The very pathetic passage in which the dying youth directs that father, mother, and sister shall be kept in ignorance of his death, and then, feeling how vain the attempt to conceal the fact from his true-love will be, bids that she be informed that he is in his grave and will never come back, is too truly a touch of nature to be found only here.
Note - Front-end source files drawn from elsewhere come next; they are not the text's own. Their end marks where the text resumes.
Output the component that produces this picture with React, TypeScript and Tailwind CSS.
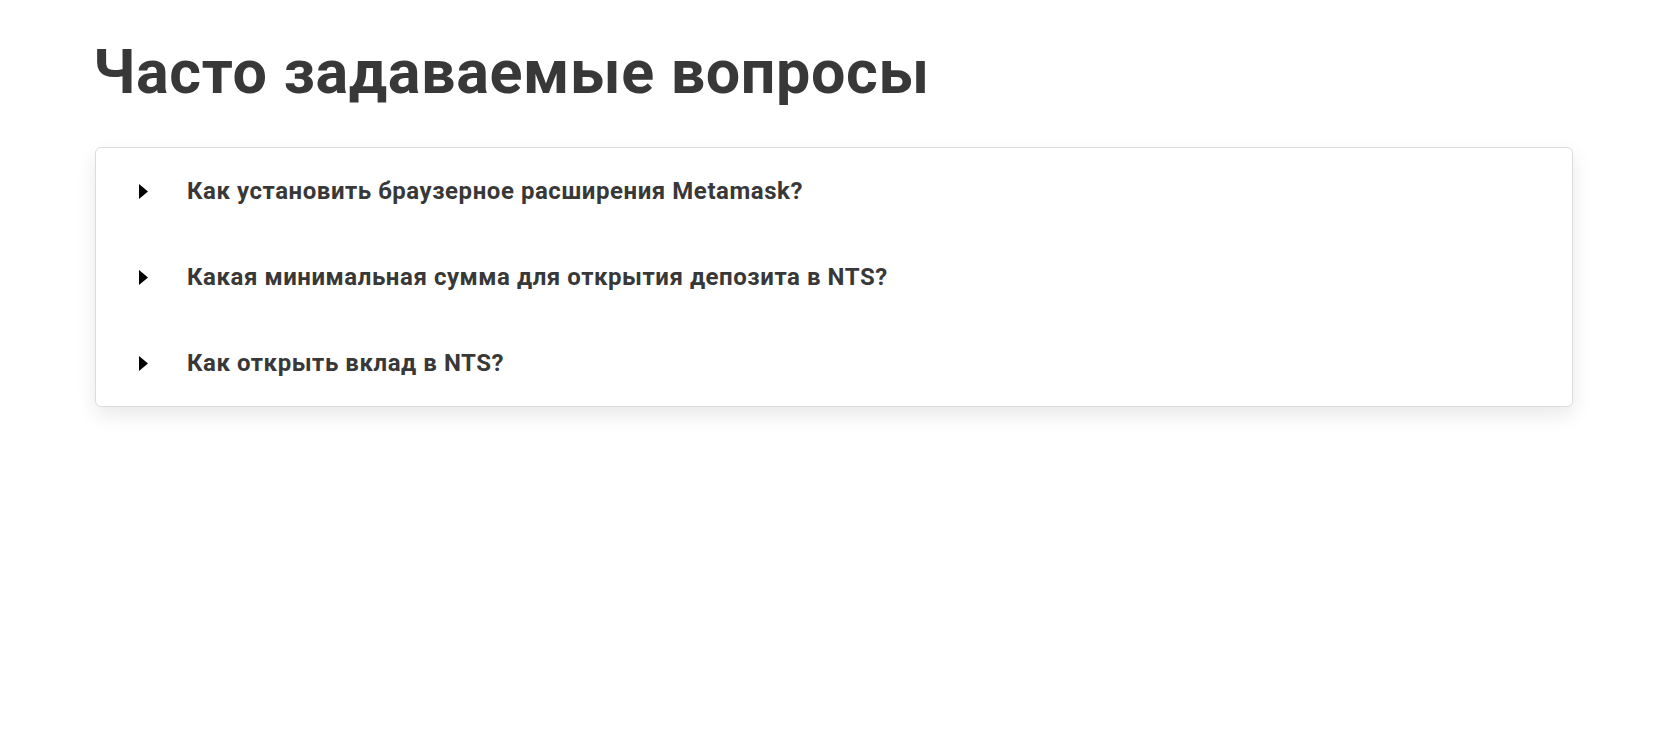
import React from "react";

const questions = [
  "Как установить браузерное расширения Metamask?",
  "Какая минимальная сумма для открытия депозита в NTS?",
  "Как открыть вклад в NTS?",
];

function Caret() {
  return (
    <svg width="9" height="15" viewBox="0 0 9 15" className="shrink-0">
      <path d="M0 0 L9 7.5 L0 15 Z" fill="#000" />
    </svg>
  );
}

export default function App() {
  return (
    <div className="min-h-[742px] w-full bg-white font-['Roboto',sans-serif] text-[#383838]">
      <div className="pl-[95px] pr-[83px] pt-[28px]">
        <h1 className="-ml-[2px] text-[61px] leading-[88px] font-bold tracking-[0.65px]">Часто задаваемые вопросы</h1>
        <div className="mt-[31px] rounded-[6px] border border-[#dcdcdc] bg-white shadow-[0_8px_20px_rgba(0,0,0,0.09)]">
          {questions.map((q) => (
            <div key={q} className="flex h-[86px] items-center pl-[43px]">
              <Caret />
              <span className="ml-[39px] text-[24px] font-bold leading-none tracking-[0.55px]">{q}</span>
            </div>
          ))}
        </div>
      </div>
    </div>
  );
}
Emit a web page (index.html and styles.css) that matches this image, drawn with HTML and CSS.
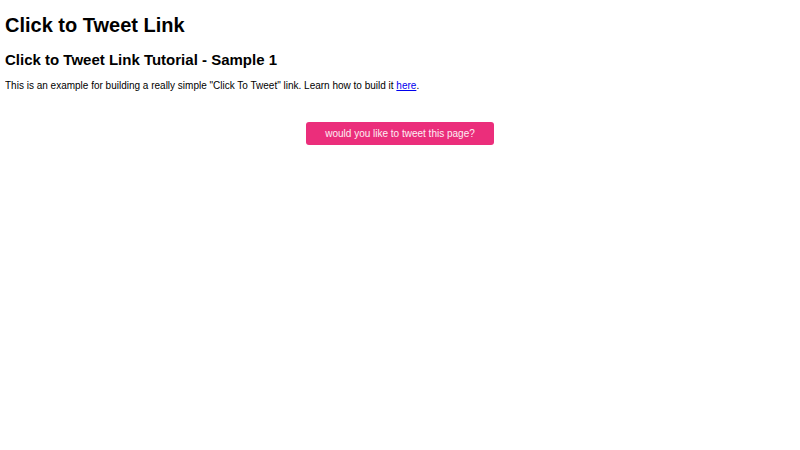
FILE: index.html
```html
<!DOCTYPE html>
<html lang="en">
<head>
    <meta charset="UTF-8">
    <meta name="viewport" content="width=device-width, initial-scale=1.0">
    <title>Click to Tweet Link</title>
    <link rel="stylesheet" href="styles.css">
</head>
<body>
    <h1>Click to Tweet Link</h1>
    <h2>Click to Tweet Link Tutorial - Sample 1</h2>
    <p>This is an example for building a really simple "Click To Tweet" link. Learn how to build it <a href="#">here</a>.</p>

    <div class="tweet-container">
        <a class="tweet-button" href="#">would you like to tweet this page?</a>
    </div>
</body>
</html>
```

FILE: styles.css
```css
body {
    font-family: "Liberation Sans", Arial, sans-serif;
    font-size: 10px;
    margin: 5px;
    color: #000;
    background: #fff;
}
h1 {
    font-size: 20px;
    margin: 9.4px 0 13.4px;
}
h2 {
    font-size: 15px;
    margin: 12.5px 0;
}
p {
    margin: 10px 0;
}
a {
    color: #0000ee;
}
.tweet-container {
    display: flex;
    justify-content: center;
    margin-top: 31px;
}
.tweet-button {
    display: inline-block;
    background-color: #eb2e7b;
    color: #fdeef4;
    text-decoration: none;
    padding: 6px 19px;
    border-radius: 3px;
    line-height: 11px;
}
```
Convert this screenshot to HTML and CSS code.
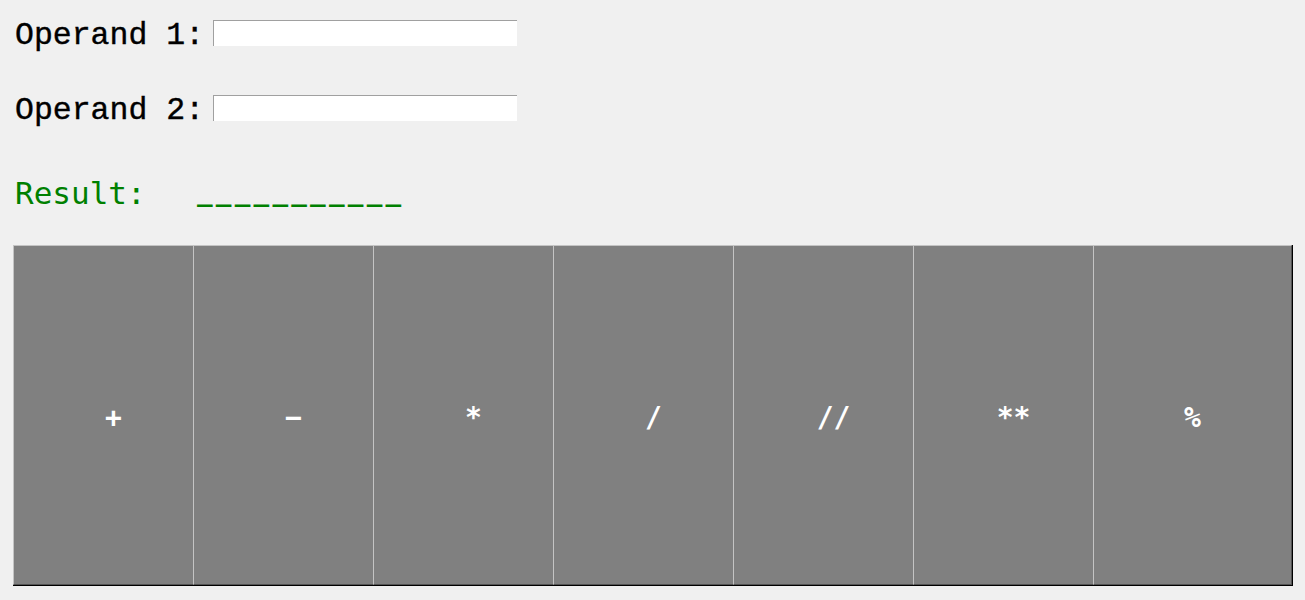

Something similar occurs in 'Mary Hamilton,' where, however, the circumstances are very different:

'And here's to the jolly sailor lad
That sails upon the faeme!
And let not my father nor mother get wit
But that I shall come again.

'And here's to the jolly sailor lad
That sails upon the sea!
But let not my father nor mother get wit
O the death that I maun dee.'

In a fine Norse ballad (see 'Brown Robyn's Confession,' further on) a man who is to be thrown overboard to save a ship takes his leave of the world with these words:

'If any of you should get back to land,
And my foster-mother ask for me,
Tell her I'm serving in the king's court,
And living right merrily.

'If any of you should get back to land,
And my true-love ask for me,
Bid her to marry another man,
For I am under the sea.'

A baron, who has been mortally wounded in a duel, gives this charge to his servant:

'Faites mes compliments à ma femme,
Mais ne lui dites pas que j'ai été tué;
Mais dites lui que je serai allé à Paris,
Pour saluer le roi Louis.

'Dites que je serai allé à Paris,
Pour saluer le roi Louis,
Et que j'ai acheté un nouveau cheval,
Le petit cœur de mon cheval était trop gai.'

(Le Seigneur de Rosmadec, Luzel, I, 368/369, 374/375.)